When I googled "American Academy of Pediatrics" and sleep... this is what I got. http://www.healthychildren.org/engli...-to-Sleep.aspx
The most it says is "wait a few minutes to respond to your child's fussing." Then it suggests checking on them to see if they are hungry, wet, dirty, or if something else is wrong. It also mentions in the first line that children's sleep patterns are irregular until at least six months, and it's normal for the baby to sleep only a few hours at a time. So where does any ped. come off recommending CIO at 4 months? Grrrrr.
Sorry to rant... just frustrating.
Katie - April 2010 . . . Drew - May 2007
Yeah, that makes me mad when I hear of others recommending that (or *shudder* BabyWise)
I nursed Brayden to sleep until he was 14.5 months old - about the same time we weaned entirely. He actually gave it up on his own - my supply was so low at that point, he got pissed off instead of relaxing, so I just quit offering and he was FINE with that.
He learned to put himself to sleep shortly thereafter (though since he's almost 3, we're going through the 2/3 yo "I DONT WANT TO GO TO BED!" phase)
I *am* a pedi, and I tell parents this: I will discuss medical things - development, speech, growth, vaccines, safety, stuf like taht. I do NOT give parenting advice. Just FYI, if you ask me for parenting advice, I'll give it to you, but it's based on what worked for ME, which is mostly AP style (Im a crunchy granola mom) and it may or may not work for you. take what works and leave the rest.
I especially love it when pedis who dont have kids take hardline stances on things like extended breastfeeding, sleep training, and getting rid of the pacifier. SO MANY of them at the 1 yo visit say "Ok, ditch the bottle/boob, take away the pacifier, and get him sleeping in his own crib. he's old enough now."
REALLY? um, no.
Why does it seem like doctors on more the 'crunchy granola' end of the spectrum themselves are more likely to be open-minded to all the various parenting styles, where those on the other side tend to push their own beliefs more?? Certainly there are exceptions, but I have heard of a lot more people complaining of being pushed to the hardline approach when they didn't like it rather than the other way around.
DD nursed to bed until she was about 2 years old (we nursed til 3 years) now at 5 years old she gives me a hug and a kiss when she's tired and will put herself to bed. Co-dependence at an early age has been shown to lead to independence in children. DS either nurses to sleep or dh rocks him to sleep at almost 9 months old.

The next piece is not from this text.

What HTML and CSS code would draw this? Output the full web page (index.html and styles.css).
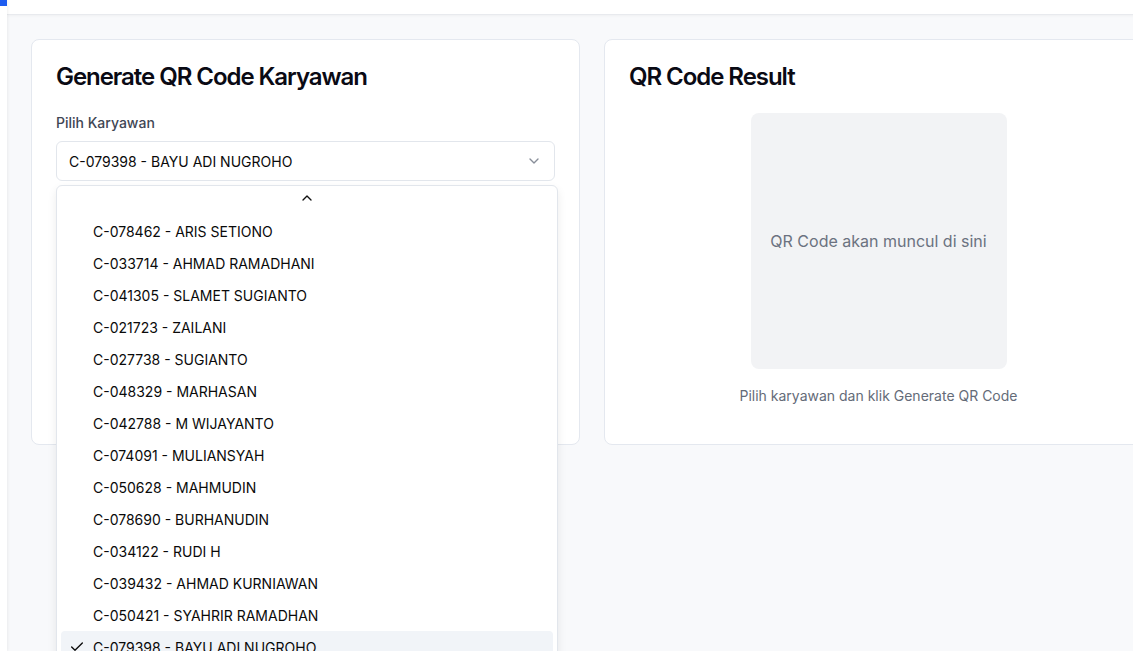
FILE: index.html
```html
<!DOCTYPE html>
<html lang="id">
<head>
<meta charset="utf-8">
<title>Generate QR Code</title>
<link rel="stylesheet" href="styles.css">
</head>
<body>
<div class="app">
  <aside class="sidebar"><div class="brand"></div></aside>
  <div class="main">
    <header class="topbar"></header>
    <main class="content">
      <section class="card">
        <h2 class="card-title">Generate QR Code Karyawan</h2>
        <label class="field-label">Pilih Karyawan</label>
        <div class="select-wrap">
          <div class="select">
            <span>C-079398 - BAYU ADI NUGROHO</span>
            <svg class="chev" width="16" height="16" viewBox="0 0 24 24" fill="none" stroke="currentColor" stroke-width="2" stroke-linecap="round" stroke-linejoin="round"><path d="m6 9 6 6 6-6"/></svg>
          </div>
          <div class="dropdown">
            <div class="scroll-up">
              <svg width="16" height="16" viewBox="0 0 24 24" fill="none" stroke="currentColor" stroke-width="2" stroke-linecap="round" stroke-linejoin="round"><path d="m18 15-6-6-6 6"/></svg>
            </div>
            <ul class="options">
              <li>C-078462 - ARIS SETIONO</li>
              <li>C-033714 - AHMAD RAMADHANI</li>
              <li>C-041305 - SLAMET SUGIANTO</li>
              <li>C-021723 - ZAILANI</li>
              <li>C-027738 - SUGIANTO</li>
              <li>C-048329 - MARHASAN</li>
              <li>C-042788 - M WIJAYANTO</li>
              <li>C-074091 - MULIANSYAH</li>
              <li>C-050628 - MAHMUDIN</li>
              <li>C-078690 - BURHANUDIN</li>
              <li>C-034122 - RUDI H</li>
              <li>C-039432 - AHMAD KURNIAWAN</li>
              <li>C-050421 - SYAHRIR RAMADHAN</li>
              <li class="selected"><svg class="check" width="16" height="16" viewBox="0 0 24 24" fill="none" stroke="currentColor" stroke-width="2" stroke-linecap="round" stroke-linejoin="round"><path d="M20 6 9 17l-5-5"/></svg>C-079398 - BAYU ADI NUGROHO</li>
            </ul>
          </div>
        </div>
      </section>
      <section class="card">
        <h2 class="card-title">QR Code Result</h2>
        <div class="result">
          <div class="qr-box">QR Code akan muncul di sini</div>
          <p class="hint">Pilih karyawan dan klik Generate QR Code</p>
        </div>
      </section>
    </main>
  </div>
</div>
</body>
</html>
```

FILE: styles.css
```css
* { box-sizing: border-box; }
html, body { margin: 0; padding: 0; height: 100%; overflow: hidden; }
body {
  font-family: Inter, "Noto Sans", sans-serif;
  background: #f8f9fb;
  color: #0a0a0a;
}
.app { display: flex; height: 100vh; }
.sidebar {
  width: 7px;
  flex: 0 0 7px;
  background: #fff;
  box-shadow: 1px 0 3px rgba(0,0,0,0.06);
  position: relative;
  z-index: 2;
}
.brand { width: 7px; height: 6px; background: #1d5cf0; }
.main { flex: 1 0 auto; display: flex; flex-direction: column; }
.topbar {
  height: 15px;
  background: #fff;
  border-bottom: 1px solid #e8eaee;
  box-shadow: 0 1px 3px rgba(0,0,0,0.04);
}
.content {
  display: grid;
  grid-template-columns: 549px 549px;
  gap: 24px;
  padding: 24px;
  align-items: start;
}
.card {
  background: #fff;
  border: 1px solid #e4e8ef;
  border-radius: 8px;
  height: 406px;
  padding: 24px;
}
.card-title {
  margin: 0;
  font-size: 24px;
  line-height: 24px;
  font-weight: 600;
  letter-spacing: -1.05px;
  color: #0a0a14;
  padding-top: 1px;
}
.field-label {
  display: block;
  margin-top: 24px;
  font-size: 14px;
  line-height: 20px;
  font-weight: 500;
  color: #3f4654;
}
.select-wrap { position: relative; margin-top: 8px; }
.select {
  height: 40px;
  border: 1px solid #e2e6ec;
  border-radius: 6px;
  display: flex;
  align-items: center;
  justify-content: space-between;
  padding: 0 12px 0 12px;
  font-size: 14px;
  color: #0a0a0a;
}
.chev { color: #6b7280; opacity: 0.8; }
.dropdown {
  position: absolute;
  top: 44px;
  left: 0;
  width: 502px;
  background: #fff;
  border: 1px solid #e2e6ec;
  border-radius: 6px;
  box-shadow: 0 4px 10px rgba(0,0,0,0.08);
  padding: 4px;
  z-index: 5;
}
.scroll-up {
  display: flex;
  justify-content: center;
  align-items: flex-start;
  height: 25px;
  color: #111;
}
.options { list-style: none; margin: 0; padding: 0; }
.options li {
  height: 32px;
  display: flex;
  align-items: center;
  padding-left: 32px;
  font-size: 14px;
  color: #0a0a0a;
  border-radius: 4px;
  position: relative;
}
.options li.selected { background: #f1f4f8; }
.check { position: absolute; left: 8px; top: 8px; }
.result {
  display: flex;
  flex-direction: column;
  align-items: center;
  margin-top: 24px;
}
.qr-box {
  width: 256px;
  height: 256px;
  background: #f2f3f5;
  border-radius: 8px;
  display: flex;
  align-items: center;
  justify-content: center;
  font-size: 16px;
  color: #6b7280;
}
.hint {
  margin: 17px 0 0;
  font-size: 14px;
  line-height: 20px;
  color: #646b78;
}
```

Jade, momma to Ariana 5/23/06 and Trystan 9/28/10
You've gotten good advice so far, but I wanted to add my own perspective. I think it's precisely *because* I'm a full-time WOH mom that I crave my child's bedtime nursing. There's no better way to relax at the end of a long day than with my snuggly little man latched on and heading off to dreamland. (Well, actually, a glass of wine & back rub from DH is better, but that comes after the kids are in bed...) He's so on the go all the time, and when I get home it's a whirlwind of cooking dinner, looking at everything the kids did during the day, listening to all their stories, running around after him because he says, "Mama get me!" and then finally getting everyone ready for bed. The fact that I can just hold him & snuggle him at bedtime for more than 2 seconds is a treasure that I cherish.

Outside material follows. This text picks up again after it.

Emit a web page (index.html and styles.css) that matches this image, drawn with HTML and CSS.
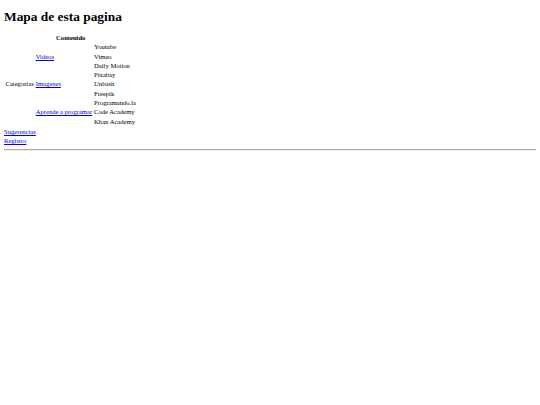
FILE: index.html
```html
<!DOCTYPE html>
<html lang="es">
<head>
<meta charset="utf-8">
<title>Mapa de esta pagina</title>
<link rel="stylesheet" href="styles.css">
</head>
<body>
<h1 class="title">Mapa de esta pagina</h1>
<table class="map">
  <thead>
    <tr><th colspan="3">Contenido</th></tr>
  </thead>
  <tbody>
    <tr><td rowspan="9">Categorias</td><td rowspan="3"><a href="#">Videos</a></td><td>Youtube</td></tr>
    <tr><td>Vimeo</td></tr>
    <tr><td>Daily Motion</td></tr>
    <tr><td rowspan="3"><a href="#">Imagenes</a></td><td>Pixabay</td></tr>
    <tr><td>Unbash</td></tr>
    <tr><td>Freepik</td></tr>
    <tr><td rowspan="3"><a href="#">Aprende a programar</a></td><td>Programando.la</td></tr>
    <tr><td>Code Academy</td></tr>
    <tr><td>Khan Academy</td></tr>
  </tbody>
</table>
<a href="#">Sugerencias</a><br>
<a href="#">Registro</a>
<hr class="rule">
</body>
</html>
```

FILE: styles.css
```css
body {
  margin: 4px;
  font-family: "Liberation Serif", "Times New Roman", serif;
  font-size: 6.6px;
  line-height: 9.4px;
  color: #000;
  background: #fff;
}
.title {
  font-size: 13.4px;
  line-height: 15.2px;
  margin: 5.2px 0 8.6px;
}
.map {
  border-spacing: 1px;
}
.map td, .map th {
  padding: 0 0.5px;
  line-height: 8.3px;
}
a {
  color: #0000ee;
}
.rule {
  margin: 3.3px 0;
  border: 0;
  border-top: 1px solid #aaa;
  border-bottom: 1px solid #eee;
}
```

Some nights he nurses, then rolls over & sings a little song to himself before he falls asleep, other nights he nurses to sleep & I have to pop him off (sometimes 2 or 3 times if he goes after the breast!) and occasionally he falls asleep while we're reading a book before we even get to the nursing. My little guy is almost two and when he was about 18mos I started a routine that will hopefully take him into independent sleep. I pat his back, tell him a story, talk him through relaxing his body, tell him how much we love him. With my daughter, I started doing those things while she was nursing, then started doing them before she nursed, and then finally did them instead of nursing. Good luck, you know your baby better than anyone, do what is right for the two of you, not anyone else!
It takes 12 pounds of grain and 2500 gallons of water to produce ONE POUND of beef.

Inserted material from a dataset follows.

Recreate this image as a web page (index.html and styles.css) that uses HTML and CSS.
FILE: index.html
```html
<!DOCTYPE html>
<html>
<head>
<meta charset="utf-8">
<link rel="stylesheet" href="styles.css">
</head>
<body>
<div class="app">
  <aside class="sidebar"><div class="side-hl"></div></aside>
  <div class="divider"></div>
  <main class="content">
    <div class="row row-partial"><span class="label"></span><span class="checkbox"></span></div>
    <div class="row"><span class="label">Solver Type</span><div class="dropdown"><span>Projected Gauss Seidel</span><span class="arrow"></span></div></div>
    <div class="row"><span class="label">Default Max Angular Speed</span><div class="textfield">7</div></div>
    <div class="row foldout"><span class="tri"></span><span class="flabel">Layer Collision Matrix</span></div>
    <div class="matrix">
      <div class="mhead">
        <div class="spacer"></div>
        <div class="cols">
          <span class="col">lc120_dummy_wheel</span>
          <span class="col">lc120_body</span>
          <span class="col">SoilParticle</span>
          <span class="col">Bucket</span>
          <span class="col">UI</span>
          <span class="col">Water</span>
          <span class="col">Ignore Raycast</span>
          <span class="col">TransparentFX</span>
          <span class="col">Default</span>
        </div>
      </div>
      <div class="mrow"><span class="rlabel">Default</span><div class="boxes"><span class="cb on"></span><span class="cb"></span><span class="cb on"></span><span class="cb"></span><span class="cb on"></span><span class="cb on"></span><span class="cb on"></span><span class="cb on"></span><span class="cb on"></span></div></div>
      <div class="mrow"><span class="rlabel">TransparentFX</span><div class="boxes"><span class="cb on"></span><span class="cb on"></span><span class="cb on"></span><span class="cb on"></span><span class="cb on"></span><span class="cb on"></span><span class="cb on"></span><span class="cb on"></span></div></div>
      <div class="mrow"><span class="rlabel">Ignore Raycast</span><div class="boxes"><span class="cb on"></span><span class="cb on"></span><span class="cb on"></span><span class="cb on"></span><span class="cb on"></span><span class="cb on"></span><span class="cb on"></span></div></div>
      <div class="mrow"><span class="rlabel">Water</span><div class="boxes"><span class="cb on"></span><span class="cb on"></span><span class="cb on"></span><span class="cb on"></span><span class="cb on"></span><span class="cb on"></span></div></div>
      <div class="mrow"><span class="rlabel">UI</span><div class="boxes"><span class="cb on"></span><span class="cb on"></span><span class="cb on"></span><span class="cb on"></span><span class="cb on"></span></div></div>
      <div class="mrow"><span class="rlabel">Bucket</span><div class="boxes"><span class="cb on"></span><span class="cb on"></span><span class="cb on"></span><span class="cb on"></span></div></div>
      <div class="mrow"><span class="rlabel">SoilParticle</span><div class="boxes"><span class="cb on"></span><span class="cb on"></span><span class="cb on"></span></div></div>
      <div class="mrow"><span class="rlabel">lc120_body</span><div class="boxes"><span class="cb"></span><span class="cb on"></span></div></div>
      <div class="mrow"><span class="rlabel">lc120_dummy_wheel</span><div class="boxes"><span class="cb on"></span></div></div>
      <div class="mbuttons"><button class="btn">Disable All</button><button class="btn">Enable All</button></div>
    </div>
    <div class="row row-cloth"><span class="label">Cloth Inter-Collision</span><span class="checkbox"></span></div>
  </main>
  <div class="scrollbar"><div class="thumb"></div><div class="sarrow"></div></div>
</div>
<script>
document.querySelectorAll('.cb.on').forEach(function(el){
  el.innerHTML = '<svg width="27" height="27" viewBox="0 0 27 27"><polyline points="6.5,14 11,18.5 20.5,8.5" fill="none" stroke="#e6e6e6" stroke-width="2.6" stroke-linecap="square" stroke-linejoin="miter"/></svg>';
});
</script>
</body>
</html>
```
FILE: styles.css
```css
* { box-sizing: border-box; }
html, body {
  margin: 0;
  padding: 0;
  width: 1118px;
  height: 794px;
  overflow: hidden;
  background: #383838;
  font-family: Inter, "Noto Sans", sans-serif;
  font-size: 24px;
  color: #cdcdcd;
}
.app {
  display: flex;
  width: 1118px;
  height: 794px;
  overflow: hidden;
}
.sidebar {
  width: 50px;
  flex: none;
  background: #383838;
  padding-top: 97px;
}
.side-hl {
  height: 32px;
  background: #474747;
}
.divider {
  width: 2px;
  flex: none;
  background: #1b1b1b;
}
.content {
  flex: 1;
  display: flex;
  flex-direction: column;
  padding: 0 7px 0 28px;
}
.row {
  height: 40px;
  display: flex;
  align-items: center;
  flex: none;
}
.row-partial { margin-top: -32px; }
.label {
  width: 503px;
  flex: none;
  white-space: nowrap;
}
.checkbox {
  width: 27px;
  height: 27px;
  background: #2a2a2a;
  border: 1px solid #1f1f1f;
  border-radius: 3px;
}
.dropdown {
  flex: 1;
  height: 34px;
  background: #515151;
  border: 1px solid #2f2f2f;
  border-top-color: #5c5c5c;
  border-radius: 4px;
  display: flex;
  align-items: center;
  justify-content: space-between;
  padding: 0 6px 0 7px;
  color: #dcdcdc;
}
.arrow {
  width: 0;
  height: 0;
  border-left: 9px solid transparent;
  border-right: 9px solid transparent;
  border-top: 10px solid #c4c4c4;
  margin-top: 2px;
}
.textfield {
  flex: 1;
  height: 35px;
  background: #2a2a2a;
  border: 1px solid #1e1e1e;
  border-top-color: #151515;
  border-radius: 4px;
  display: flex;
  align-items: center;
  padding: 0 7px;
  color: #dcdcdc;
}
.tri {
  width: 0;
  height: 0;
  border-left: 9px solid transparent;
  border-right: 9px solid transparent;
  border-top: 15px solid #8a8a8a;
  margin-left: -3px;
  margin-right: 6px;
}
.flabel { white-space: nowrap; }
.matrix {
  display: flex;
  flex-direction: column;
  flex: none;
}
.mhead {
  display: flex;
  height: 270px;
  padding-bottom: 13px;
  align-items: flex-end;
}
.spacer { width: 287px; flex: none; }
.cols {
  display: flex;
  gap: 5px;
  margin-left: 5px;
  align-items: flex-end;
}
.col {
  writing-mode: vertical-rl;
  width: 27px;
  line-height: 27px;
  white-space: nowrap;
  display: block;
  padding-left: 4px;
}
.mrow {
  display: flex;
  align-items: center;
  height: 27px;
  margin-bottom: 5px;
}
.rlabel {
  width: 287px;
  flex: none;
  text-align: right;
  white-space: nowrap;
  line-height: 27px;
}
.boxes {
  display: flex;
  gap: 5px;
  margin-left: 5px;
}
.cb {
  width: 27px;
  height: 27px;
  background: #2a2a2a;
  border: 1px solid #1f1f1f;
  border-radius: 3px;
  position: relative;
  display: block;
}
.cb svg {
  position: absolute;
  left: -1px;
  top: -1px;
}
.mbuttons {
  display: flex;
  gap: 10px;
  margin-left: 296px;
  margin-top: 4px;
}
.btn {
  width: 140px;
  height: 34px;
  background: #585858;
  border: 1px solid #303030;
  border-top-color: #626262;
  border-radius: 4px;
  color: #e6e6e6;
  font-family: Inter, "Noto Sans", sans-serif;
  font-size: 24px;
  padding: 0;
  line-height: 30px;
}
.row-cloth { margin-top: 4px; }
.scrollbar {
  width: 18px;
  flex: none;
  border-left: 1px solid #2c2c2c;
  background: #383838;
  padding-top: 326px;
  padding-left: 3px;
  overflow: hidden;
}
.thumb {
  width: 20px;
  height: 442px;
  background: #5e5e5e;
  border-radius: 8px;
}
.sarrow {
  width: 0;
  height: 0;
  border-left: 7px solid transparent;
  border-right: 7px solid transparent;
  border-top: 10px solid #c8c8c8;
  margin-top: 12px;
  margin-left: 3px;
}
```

Livestock generates 65% of all human-related nitrous oxide, which is 296 times more warming to the environment than carbon dioxide; 37% of all human-related methane, which 23 times as warming as CO2; and 64 percent of ammonia, which contributes significantly to acid rain.
"If you care about the planet, it's actually better to eat a salad in a Hummer than a cheeseburger in a Prius."